How does public policy need to change on early childhood suspensions and expulsions?
I believe as long as we have suspension in our tool box, we’ll use it. You’ve heard the saying, “If the only thing you have is a hammer, then everything looks like a nail.” And we want to get rid of the hammer, but we can’t do that if teachers don’t have the support they need.
The last thing we want is for a child who’s perceived as a problem to be forced to stay in an environment where they’re not wanted, because then I would fear abuse, no matter how subtle that is.
So, I think the first thing we need to do is make sure teachers have the tools they need. They need training on implicit bias. They need professional development on how to handle some of these behaviors.
My contention is in order to reduce disproportionality we have to be aware of the biases, the culture and the expectations that we bring into every situation. And it’s just there for all of us, whether it’s the gender gap, the racial gap, class gap.
What is the next thing Colorado should do?
It’s two pronged: Create the policy that says if suspension is ever used it will be used as a last resort and it will be determined by a third party. And teachers get the supports they need.

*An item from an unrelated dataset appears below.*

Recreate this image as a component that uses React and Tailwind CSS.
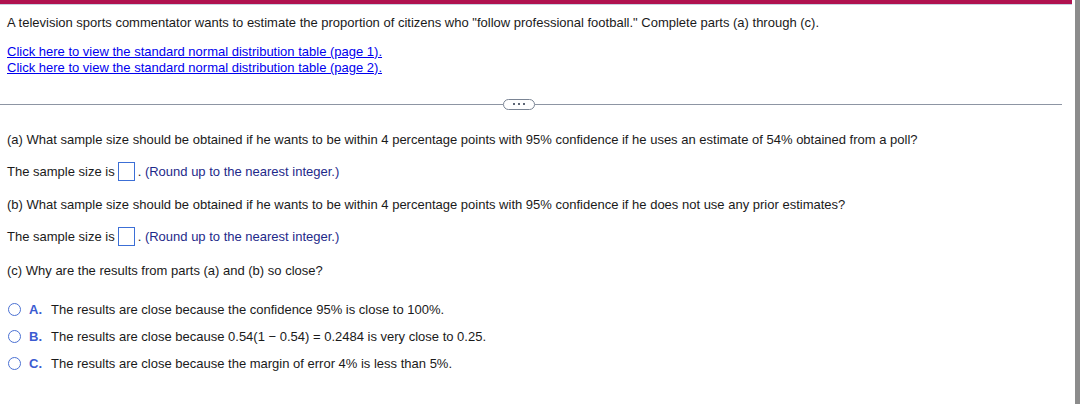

The key is that we recognize that people are in this field because they truly want to make a positive difference and impact outcomes for children. No one is coming in saying I want to suspend little black kids or little brown kids. They are doing the best they can with what they have. I think that’s the first thing we need to recognize. But then say, “But here’s the data and we know why that’s happening.”
I think providers are afraid they’re going to be perceived as really bad people. We don’t want that. We know that there are tools out there that can help: Pyramid Model practices, early childhood mental health consultants and teacher prep programs. The Denver Preschool Program has a four-part training series on addressing disproportionality in discipline.